The surviving volumes of Albrecht’s manuals of warfare are by the same scribe, or two very closely related hands, while the illuminations are more refined in this volume, presenting finely modelled portraits rather than large-scale watercolours. Pamela Porter has recently elucidated the relationship between them. She deduces that Albrecht “started to compile the written version of his Kriegsordnung in the 1540s, but appears to have become disillusioned, setting it aside before completion. Whilst on a visit to Königsberg in 1552, his cousin Sigismund Augustus of Poland gained sight of the work, whereupon he urged Albrecht to complete it and expressed interest in owning a copy for himself. On returning to his unfinished text Albrecht felt the need for much revision, and it was not until 1555 that he had completed a version suitable for sending to Poland” (p.11). The present manuscript is dated 1550 and is in a smaller format than the others. It must be part of Albrecht’s initial phase of composition, corresponding to parts of book I-III in the other witnesses. Berlin, Staatsbibliothek, Ms. boruss. fol.441 is dated 1555 and dedicated to Sigismund (R. Leng, Ars Belli, II, 2002, pp. 51-55 and the facsimile and commentary volumes devoted just to that manuscript: Die Kriegsordnung des Markgrafen zu Brandenburg, 2006), and must be the condensed version of the text sent to Sigismund. The longest version of the text, dating to around 1555 or soon after, survives in British Library, Harley MS.1413 and the volume sold in our rooms, 7 July 2009, lot 25, for £240,000 hammer (and now Berlin, Staatsbibliothek, Ms. boruss. fol.1254). However, that version is substantially different from the present manuscript. Comparison of the two volumes shows that as Porter suggested the later version was substantially “edited, modernized and augmented whilst preparing the version for Poland”, and the manuscript here contains the only known witness to the earliest version of Albrecht’s work. If Porter is correct, then it is almost certainly one of the actual volumes consulted by Sigismund in the ducal library at Königsberg.

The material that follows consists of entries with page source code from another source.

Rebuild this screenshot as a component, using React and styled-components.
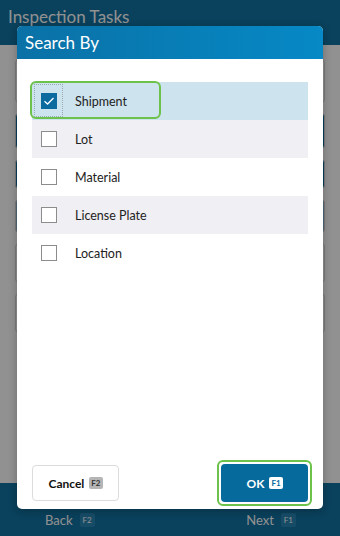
import React from "react";
import styled, { createGlobalStyle } from "styled-components";

const Global = createGlobalStyle`
  html, body { margin: 0; padding: 0; }
  body { font-family: "Lato", "Noto Sans", sans-serif; background: #ffffff; }
  * { box-sizing: border-box; }
`;

const Page = styled.div`
  position: relative;
  width: 340px;
  height: 536px;
  display: flex;
  flex-direction: column;
  overflow: hidden;
  background: #ffffff;
`;

const AppHeader = styled.header`
  height: 45px;
  background: #1272a3;
  color: #ffffff;
  font-size: 17px;
  padding: 6px 8px;
  display: flex;
  align-items: flex-start;
`;

const Content = styled.main`
  flex: 1;
  padding: 14px 15px;
  display: flex;
  flex-direction: column;
  gap: 10px;
`;

const Field = styled.div`
  height: ${(p) => p.h || 34}px;
  border: 1px solid #d6d6d6;
  border-radius: 4px;
  background: ${(p) => p.bg || "#ffffff"};
`;

const AppFooter = styled.footer`
  height: 53px;
  background: #1272a3;
  display: flex;
  align-items: flex-end;
  justify-content: space-between;
  padding: 0 44px 8px 45px;
`;

const FooterBtn = styled.span`
  color: #ffffff;
  font-size: 13px;
  display: flex;
  align-items: center;
  gap: 7px;
`;

const FooterKey = styled.span`
  font-size: 8px;
  background: #2a86b6;
  padding: 2px 3px;
  border-radius: 2px;
`;

const Overlay = styled.div`
  position: absolute;
  inset: 0;
  background: rgba(0, 0, 0, 0.43);
  display: flex;
  justify-content: center;
  padding-top: 26px;
`;

const Dialog = styled.div`
  width: 306px;
  height: 483px;
  background: #ffffff;
  border-radius: 5px;
  display: flex;
  flex-direction: column;
  overflow: hidden;
  box-shadow: 0 2px 8px rgba(0, 0, 0, 0.25);
`;

const DialogHeader = styled.div`
  height: 33px;
  background: linear-gradient(90deg, #0a71a6 0%, #0689c6 100%);
  color: #ffffff;
  font-size: 17px;
  display: flex;
  align-items: center;
  padding: 0 8px 1px;
`;

const DialogBody = styled.div`
  flex: 1;
  display: flex;
  flex-direction: column;
  padding: 23px 15px 3px 15px;
`;

const List = styled.div`
  display: flex;
  flex-direction: column;
  flex: 1;
`;

const Row = styled.label`
  position: relative;
  height: 38px;
  display: flex;
  align-items: center;
  padding-left: 9px;
  gap: 18px;
  font-size: 12.5px;
  color: #222222;
  background: ${(p) => (p.selected ? "#cde3ee" : p.alt ? "#efeff4" : "#ffffff")};
`;

const FocusRing = styled.div`
  position: absolute;
  left: -2px;
  top: -1px;
  width: 131px;
  height: 38px;
  border: 2px solid #6cc24a;
  border-radius: 6px;
  pointer-events: none;
`;

const DottedFocus = styled.div`
  position: absolute;
  left: 2px;
  top: 2px;
  width: 29px;
  height: 33px;
  border: 1px dotted #9aaab4;
  pointer-events: none;
`;

const Box = styled.span`
  width: 16px;
  height: 16px;
  border: 1.5px solid ${(p) => (p.checked ? "#0b6a9e" : "#8c8c8c")};
  background: ${(p) => (p.checked ? "#0b6a9e" : "#ffffff")};
  display: flex;
  align-items: center;
  justify-content: center;
  flex: none;
`;

const Buttons = styled.div`
  display: flex;
  justify-content: space-between;
  align-items: center;
`;

const CancelButton = styled.button`
  width: 87px;
  height: 36px;
  border: 1px solid #dcdcdc;
  border-radius: 4px;
  background: #ffffff;
  font-family: inherit;
  font-weight: 700;
  font-size: 12px;
  color: #111111;
  display: flex;
  align-items: center;
  justify-content: center;
  gap: 5px;
`;

const OkFocus = styled.div`
  padding: 2px;
  border: 2px solid #6cc24a;
  border-radius: 6px;
  margin-right: -4px;
`;

const OkButton = styled.button`
  width: 87px;
  height: 38px;
  border: none;
  border-radius: 4px;
  background: #066a9c;
  font-family: inherit;
  font-weight: 700;
  font-size: 12px;
  color: #ffffff;
  display: flex;
  align-items: center;
  justify-content: center;
  gap: 5px;
`;

const Key = styled.span`
  font-size: 8px;
  font-weight: 700;
  padding: 2px 2px;
  border-radius: 2px;
  line-height: 1;
  background: ${(p) => (p.light ? "#ffffff" : "#b5b5b5")};
  color: ${(p) => (p.light ? "#066a9c" : "#333333")};
`;

const Check = () => (
  <svg width="12" height="10" viewBox="0 0 12 10">
    <path d="M1.5 5.2 L4.6 8 L10.5 2" fill="none" stroke="#ffffff" strokeWidth="1.3" />
  </svg>
);

const items = ["Shipment", "Lot", "Material", "License Plate", "Location"];

export default function App() {
  return (
    <>
      <Global />
      <Page>
        <AppHeader>Inspection Tasks</AppHeader>
        <Content>
          <Field h={44} />
          <Field h={36} bg="#0f6fa0" />
          <Field h={30} bg="#0f6fa0" />
          <Field h={34} bg="#8fb8d0" />
          <Field h={40} />
          <Field h={40} />
        </Content>
        <AppFooter>
          <FooterBtn>
            Back <FooterKey>F2</FooterKey>
          </FooterBtn>
          <FooterBtn>
            Next <FooterKey>F1</FooterKey>
          </FooterBtn>
        </AppFooter>
        <Overlay>
          <Dialog>
            <DialogHeader>Search By</DialogHeader>
            <DialogBody>
              <List>
                {items.map((label, i) => (
                  <Row key={label} selected={i === 0} alt={i % 2 === 1}>
                    {i === 0 && <DottedFocus />}
                    {i === 0 && <FocusRing />}
                    <Box checked={i === 0}>{i === 0 && <Check />}</Box>
                    {label}
                  </Row>
                ))}
              </List>
              <Buttons>
                <CancelButton>
                  Cancel <Key>F2</Key>
                </CancelButton>
                <OkFocus>
                  <OkButton>
                    OK <Key light>F1</Key>
                  </OkButton>
                </OkFocus>
              </Buttons>
            </DialogBody>
          </Dialog>
        </Overlay>
      </Page>
    </>
  );
}
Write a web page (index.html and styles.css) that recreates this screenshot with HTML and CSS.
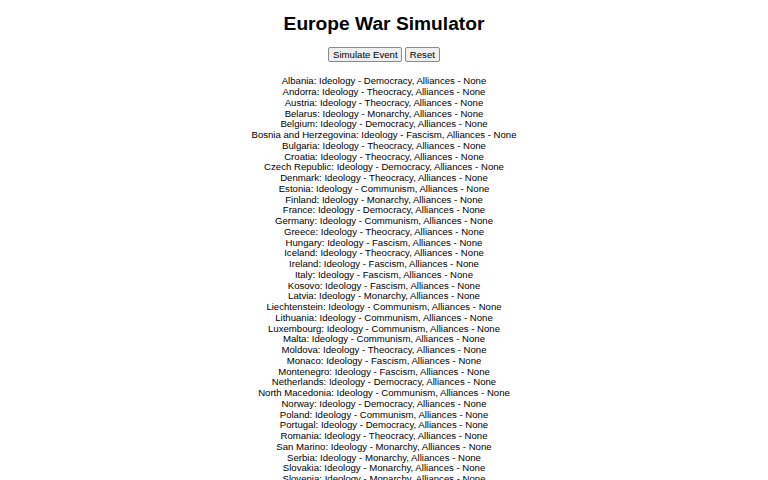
FILE: index.html
```html
<!DOCTYPE html>
<html lang="en">
<head>
    <meta charset="UTF-8">
    <meta name="viewport" content="width=device-width, initial-scale=1.0">
    <title>Europe War Simulator</title>
    <link rel="stylesheet" href="styles.css">
</head>
<body>
    <h1>Europe War Simulator</h1>

    <div class="controls">
        <button id="simulateButton">Simulate Event</button>
        <button id="resetButton">Reset</button>
    </div>

    <div id="countries" class="countries">
        <div class="country">Albania: Ideology - Democracy, Alliances - None</div>
        <div class="country">Andorra: Ideology - Theocracy, Alliances - None</div>
        <div class="country">Austria: Ideology - Theocracy, Alliances - None</div>
        <div class="country">Belarus: Ideology - Monarchy, Alliances - None</div>
        <div class="country">Belgium: Ideology - Democracy, Alliances - None</div>
        <div class="country">Bosnia and Herzegovina: Ideology - Fascism, Alliances - None</div>
        <div class="country">Bulgaria: Ideology - Theocracy, Alliances - None</div>
        <div class="country">Croatia: Ideology - Theocracy, Alliances - None</div>
        <div class="country">Czech Republic: Ideology - Democracy, Alliances - None</div>
        <div class="country">Denmark: Ideology - Theocracy, Alliances - None</div>
        <div class="country">Estonia: Ideology - Communism, Alliances - None</div>
        <div class="country">Finland: Ideology - Monarchy, Alliances - None</div>
        <div class="country">France: Ideology - Democracy, Alliances - None</div>
        <div class="country">Germany: Ideology - Communism, Alliances - None</div>
        <div class="country">Greece: Ideology - Theocracy, Alliances - None</div>
        <div class="country">Hungary: Ideology - Fascism, Alliances - None</div>
        <div class="country">Iceland: Ideology - Theocracy, Alliances - None</div>
        <div class="country">Ireland: Ideology - Fascism, Alliances - None</div>
        <div class="country">Italy: Ideology - Fascism, Alliances - None</div>
        <div class="country">Kosovo: Ideology - Fascism, Alliances - None</div>
        <div class="country">Latvia: Ideology - Monarchy, Alliances - None</div>
        <div class="country">Liechtenstein: Ideology - Communism, Alliances - None</div>
        <div class="country">Lithuania: Ideology - Communism, Alliances - None</div>
        <div class="country">Luxembourg: Ideology - Communism, Alliances - None</div>
        <div class="country">Malta: Ideology - Communism, Alliances - None</div>
        <div class="country">Moldova: Ideology - Theocracy, Alliances - None</div>
        <div class="country">Monaco: Ideology - Fascism, Alliances - None</div>
        <div class="country">Montenegro: Ideology - Fascism, Alliances - None</div>
        <div class="country">Netherlands: Ideology - Democracy, Alliances - None</div>
        <div class="country">North Macedonia: Ideology - Communism, Alliances - None</div>
        <div class="country">Norway: Ideology - Democracy, Alliances - None</div>
        <div class="country">Poland: Ideology - Communism, Alliances - None</div>
        <div class="country">Portugal: Ideology - Democracy, Alliances - None</div>
        <div class="country">Romania: Ideology - Theocracy, Alliances - None</div>
        <div class="country">San Marino: Ideology - Monarchy, Alliances - None</div>
        <div class="country">Serbia: Ideology - Monarchy, Alliances - None</div>
        <div class="country">Slovakia: Ideology - Monarchy, Alliances - None</div>
        <div class="country">Slovenia: Ideology - Monarchy, Alliances - None</div>
        <div class="country">Spain: Ideology - Democracy, Alliances - None</div>
        <div class="country">Sweden: Ideology - Monarchy, Alliances - None</div>
        <div class="country">Switzerland: Ideology - Democracy, Alliances - None</div>
        <div class="country">Ukraine: Ideology - Democracy, Alliances - None</div>
        <div class="country">United Kingdom: Ideology - Monarchy, Alliances - None</div>
        <div class="country">Vatican City: Ideology - Theocracy, Alliances - None</div>
    </div>

    <script>
        const ideologies = ['Democracy', 'Theocracy', 'Monarchy', 'Fascism', 'Communism'];
        const rows = Array.from(document.querySelectorAll('.country'));
        const original = rows.map(row => row.textContent);

        function parse(text) {
            const name = text.split(':')[0];
            const ideology = text.split('Ideology - ')[1].split(',')[0];
            const alliances = text.split('Alliances - ')[1];
            return { name, ideology, alliances };
        }

        function render(row, c) {
            row.textContent = c.name + ': Ideology - ' + c.ideology + ', Alliances - ' + c.alliances;
        }

        document.getElementById('simulateButton').addEventListener('click', function() {
            const a = rows[Math.floor(Math.random() * rows.length)];
            const b = rows[Math.floor(Math.random() * rows.length)];
            if (a === b) return;

            const ca = parse(a.textContent);
            const cb = parse(b.textContent);

            if (ca.ideology === cb.ideology) {
                ca.alliances = ca.alliances === 'None' ? cb.name : ca.alliances + ', ' + cb.name;
                cb.alliances = cb.alliances === 'None' ? ca.name : cb.alliances + ', ' + ca.name;
            } else {
                cb.ideology = Math.random() < 0.5 ? ca.ideology : ideologies[Math.floor(Math.random() * ideologies.length)];
            }
            render(a, ca);
            render(b, cb);
        });

        document.getElementById('resetButton').addEventListener('click', function() {
            rows.forEach((row, i) => row.textContent = original[i]);
        });
    </script>
</body>
</html>
```

FILE: styles.css
```css
body {
    font-family: 'Liberation Sans', Arial, sans-serif;
    font-size: 9.6px;
    color: #000;
    background-color: #fff;
    margin: 0;
    padding: 0 4.8px;
    text-align: center;
}
h1 {
    font-size: 19.2px;
    font-weight: bold;
    margin: 12.9px 0 12px;
}
.controls {
    line-height: 15px;
}
button {
    font-family: 'Liberation Sans', Arial, sans-serif;
    font-size: 9.6px;
    line-height: 11px;
    color: #000;
    background-color: #efefef;
    border: 1px solid #8a8a8a;
    border-radius: 2px;
    padding: 1px 3.8px;
    margin: 0;
    cursor: pointer;
}
button:hover {
    background-color: #e5e5e5;
}
.countries {
    margin-top: 14.4px;
}
.country {
    line-height: 10.75px;
}
```
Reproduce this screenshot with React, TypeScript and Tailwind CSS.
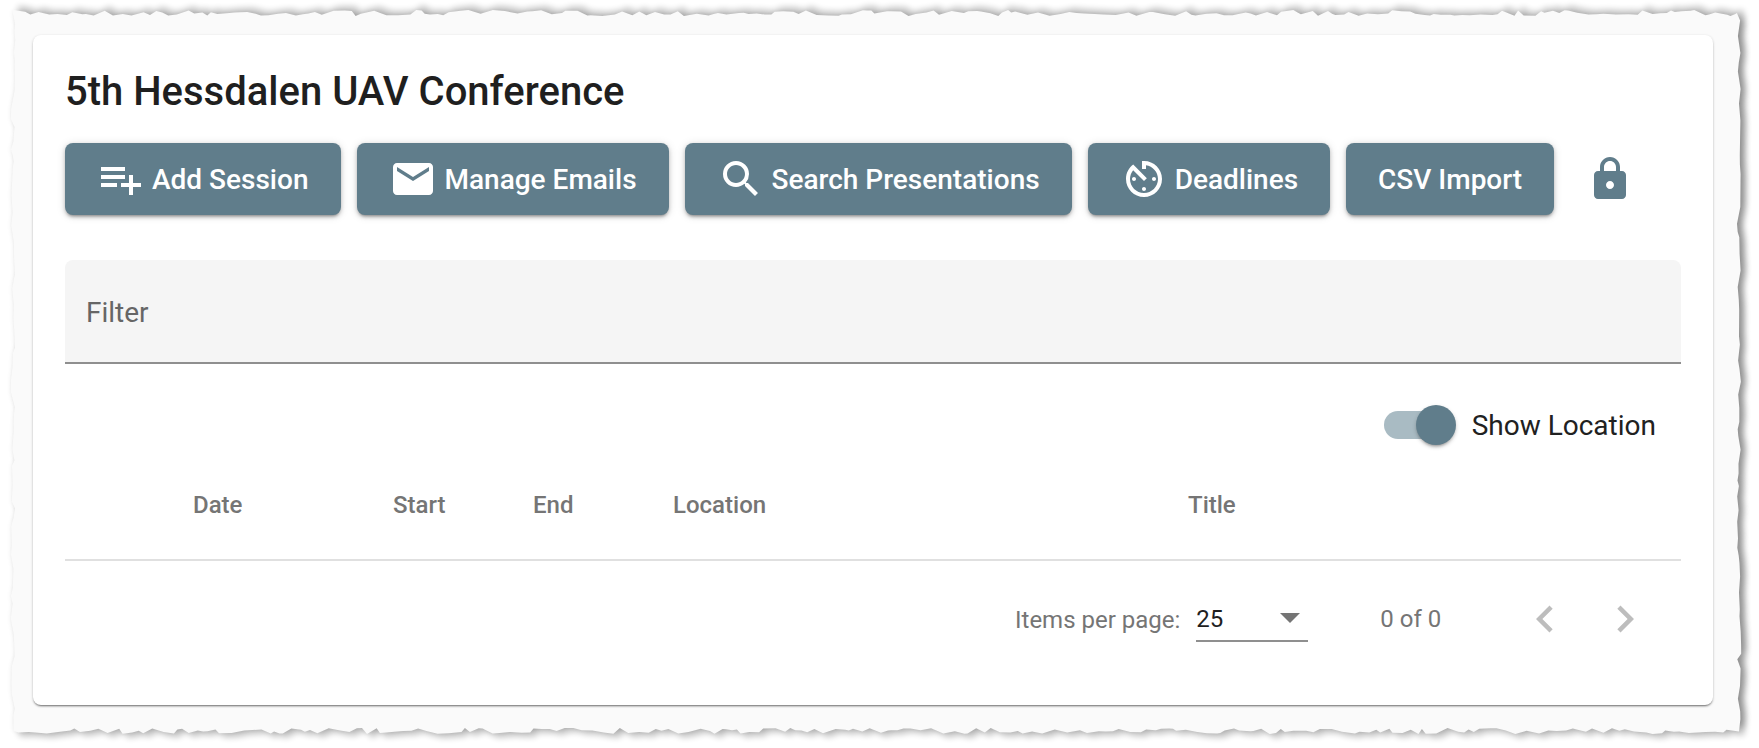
const ROBOTO = "font-['Roboto',sans-serif]"

// torn paper outline, seeded so every render gives the same edge
function tornEdge() {
  let seed = 7
  const rnd = () => {
    seed = (seed * 16807) % 2147483647
    return seed / 2147483647
  }
  const pts: string[] = []
  const L = 13, R = 1739, T = 13, B = 731
  const tooth = (amp: number) => (rnd() - 0.5) * 2 * amp
  for (let x = L; x < R; x += 3 + rnd() * 10) pts.push(`${x.toFixed(1)},${(T + tooth(3)).toFixed(1)}`)
  for (let y = T; y < B; y += 5 + rnd() * 14) pts.push(`${(R + tooth(2.2)).toFixed(1)},${y.toFixed(1)}`)
  for (let x = R; x > L; x -= 3 + rnd() * 10) pts.push(`${x.toFixed(1)},${(B + tooth(3)).toFixed(1)}`)
  for (let y = B; y > T; y -= 5 + rnd() * 14) pts.push(`${(L + tooth(2.2)).toFixed(1)},${y.toFixed(1)}`)
  return pts.join(' ')
}

function Paper() {
  const pts = tornEdge()
  return (
    <svg className="absolute inset-0" width="1759" height="748" viewBox="0 0 1759 748">
      <defs>
        <filter id="soft" x="-2%" y="-4%" width="104%" height="108%">
          <feGaussianBlur stdDeviation="3" />
        </filter>
        <filter id="faint" x="-2%" y="-4%" width="104%" height="108%">
          <feGaussianBlur stdDeviation="2" />
        </filter>
      </defs>
      <polygon points={pts} fill="#000" opacity="0.05" filter="url(#faint)" transform="translate(-1 0)" />
      <polygon points={pts} fill="#000" opacity="0.24" filter="url(#soft)" transform="translate(5 -4)" />
      <polygon points={pts} fill="#000" opacity="0.24" filter="url(#soft)" transform="translate(5 4)" />
      <polygon points={pts} fill="#fafafa" />
    </svg>
  )
}

function Btn({ icon, label, wide }: { icon?: React.ReactNode; label: string; wide?: boolean }) {
  return (
    <button className={`${wide ? 'pl-[32px] pr-[33px]' : 'px-[32px]'} h-[72px] shrink-0 flex items-center gap-[7px] rounded-[8px] bg-[#607d8b] text-white text-[28px] font-medium shadow-[0_3px_3px_-2px_rgba(0,0,0,0.3),0_2px_4px_rgba(0,0,0,0.2),0_1px_10px_rgba(0,0,0,0.12)]`}>
      {icon}
      <span className="pt-[2px]">{label}</span>
    </button>
  )
}

const Icon = ({ d }: { d: string }) => (
  <svg width="48" height="48" viewBox="0 0 24 24" fill="#fff">
    <path d={d} />
  </svg>
)

const PLAYLIST_ADD = 'M14 10H2v2h12v-2zm0-4H2v2h12V6zm4 8v-4h-2v4h-4v2h4v4h2v-4h4v-2h-4zM2 16h8v-2H2v2z'
const EMAIL = 'M20 4H4c-1.1 0-1.99.9-1.99 2L2 18c0 1.1.9 2 2 2h16c1.1 0 2-.9 2-2V6c0-1.1-.9-2-2-2zm0 4l-8 5-8-5V6l8 5 8-5v2z'
const SEARCH = 'M15.5 14h-.79l-.28-.27A6.47 6.47 0 0 0 16 9.5 6.5 6.5 0 1 0 9.5 16c1.61 0 3.09-.59 4.23-1.57l.27.28v.79l5 4.99L20.49 19l-4.99-5zm-6 0C7.01 14 5 11.99 5 9.5S7.01 5 9.5 5 14 7.01 14 9.5 11.99 14 9.5 14z'
const AV_TIMER = 'M11 17c0 .55.45 1 1 1s1-.45 1-1-.45-1-1-1-1 .45-1 1zm0-14v4h2V5.08c3.39.49 6 3.39 6 6.92 0 3.87-3.13 7-7 7s-7-3.13-7-7c0-1.68.59-3.22 1.58-4.42L12 13l1.41-1.41-6.8-6.8v.02C4.42 6.45 3 9.05 3 12c0 4.97 4.02 9 9 9 4.97 0 9-4.03 9-9s-4.03-9-9-9h-1zm7 9c0-.55-.45-1-1-1s-1 .45-1 1 .45 1 1 1 1-.45 1-1zM6 12c0 .55.45 1 1 1s1-.45 1-1-.45-1-1-1-1 .45-1 1z'

function Toggle() {
  return (
    <div className="relative w-[64px] h-[28px] rounded-full bg-[#a9bbc3]">
      <div className="absolute right-[-8px] top-[-6px] w-[40px] h-[40px] rounded-full bg-[#607d8b] shadow-[0_3px_3px_-2px_rgba(0,0,0,0.3),0_2px_4px_rgba(0,0,0,0.2)]" />
    </div>
  )
}

export default function App() {
  return (
    <div className={`relative w-[1759px] h-[748px] overflow-hidden bg-white ${ROBOTO}`}>
      <Paper />
      <div className="relative pl-[33px] pt-[35px]">
        <div className="w-[1680px] h-[670px] bg-white rounded-[8px] shadow-[0_2px_2px_-1px_rgba(0,0,0,0.45),0_1px_3px_rgba(0,0,0,0.2)] px-[32px] flex flex-col">
          <h1 className="mt-[25px] h-[64px] flex items-center text-[40px] font-medium text-[#1f1f1f]">5th Hessdalen UAV Conference</h1>

          <div className="mt-[19px] flex items-center gap-[16px]">
            <Btn icon={<Icon d={PLAYLIST_ADD} />} label="Add Session" wide />
            <Btn icon={<Icon d={EMAIL} />} label="Manage Emails" />
            <Btn icon={<Icon d={SEARCH} />} label="Search Presentations" />
            <Btn icon={<Icon d={AV_TIMER} />} label="Deadlines" />
            <Btn label="CSV Import" />
            <svg width="48" height="48" viewBox="0 0 24 24" fill="#607d8b" className="ml-[16px]">
              <path d="M18 8h-1V6c0-2.76-2.24-5-5-5S7 3.24 7 6v2H6c-1.1 0-2 .9-2 2v10c0 1.1.9 2 2 2h12c1.1 0 2-.9 2-2V10c0-1.1-.9-2-2-2zm-6 9c-1.1 0-2-.9-2-2s.9-2 2-2 2 .9 2 2-.9 2-2 2zM9 8V6c0-1.66 1.34-3 3-3s3 1.34 3 3v2H9z" />
            </svg>
          </div>

          <div className="mt-[45px] w-[1616px] h-[104px] rounded-t-[8px] bg-[#f5f5f5] border-b-2 border-[#8f8f8f] flex items-center pl-[21px] pt-[3px] text-[28px] text-[#666666]">
            Filter
          </div>

          <div className="mt-[41px] w-[1616px] h-[40px] flex items-center justify-end pr-[25px] gap-[16px]">
            <Toggle />
            <span className="ml-[8px] pt-[1px] text-[28px] text-[#212121]">Show Location</span>
          </div>

          <div className="mt-[41px] w-[1616px] h-[75px] border-b-2 border-[#e0e0e0] pb-[36px] text-[24px] font-medium text-[#757575] grid grid-cols-[128px_200px_140px_140px_515px_1fr] items-center">
            <span />
            <span>Date</span>
            <span>Start</span>
            <span>End</span>
            <span>Location</span>
            <span>Title</span>
          </div>

          <div className="mt-[35px] w-[1616px] flex items-start text-[24px] text-[#757575]">
            <span className="ml-[950px] mt-[6px]">Items per page:</span>
            <div className="ml-[16px] w-[112px] h-[46px] border-b-2 border-[#8f8f8f] flex items-start justify-between pr-[8px] pt-[5px]">
              <span className="text-[#1f1f1f]">25</span>
              <span className="mt-[12px] w-0 h-0 border-x-[10px] border-x-transparent border-t-[10px] border-t-[#757575]" />
            </div>
            <span className="ml-[72px] mt-[5px]">0 of 0</span>
            <svg width="54" height="54" viewBox="0 0 24 24" fill="#bdbdbd" className="ml-[77px] -mt-[4px]">
              <path d="M15.41 7.41L14 6l-6 6 6 6 1.41-1.41L10.83 12z" />
            </svg>
            <svg width="54" height="54" viewBox="0 0 24 24" fill="#bdbdbd" className="ml-[26px] -mt-[4px]">
              <path d="M10 6L8.59 7.41 13.17 12l-4.58 4.59L10 18l6-6z" />
            </svg>
          </div>
        </div>
      </div>
    </div>
  )
}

In the main, its text discusses the composition of the army. Like the others its opens with a verse title (fol. 2r), and narrates each of the officers and ranks of the army and their responsibilities (fol.5v), as well as documenting the tasks of women attached to the army (fol.82v: ‘Von Weibel weilelenn’), including a section on the provision of prostitutes (fol.84r: ‘Von Huren Weibbel Ampt’). It ends with a record of an agreement made with the footsoldiers of the army on their behaviour (including their protection of pregnant women), and its ratification in Rome in April 1536.
The illustrations are: (1) fol.2v, the arms of Albrecht of Brandenburg; (2) fol.6r, a Field Captain (most probably a portrait of Albrecht himself wearing ornamental gold and silver armour, a black cap and holding a black staff, and with a magnificent gold-hilted sword: cf. the similar depiction on p.25 of our 7 July 2009 catalogue); (3), fol.33v, a Lieutenant; (4), fol. 36v, a Field Marshal; (5), fol. 61r, a Reuter Hauptmann; (6) fol.78r, a Captain.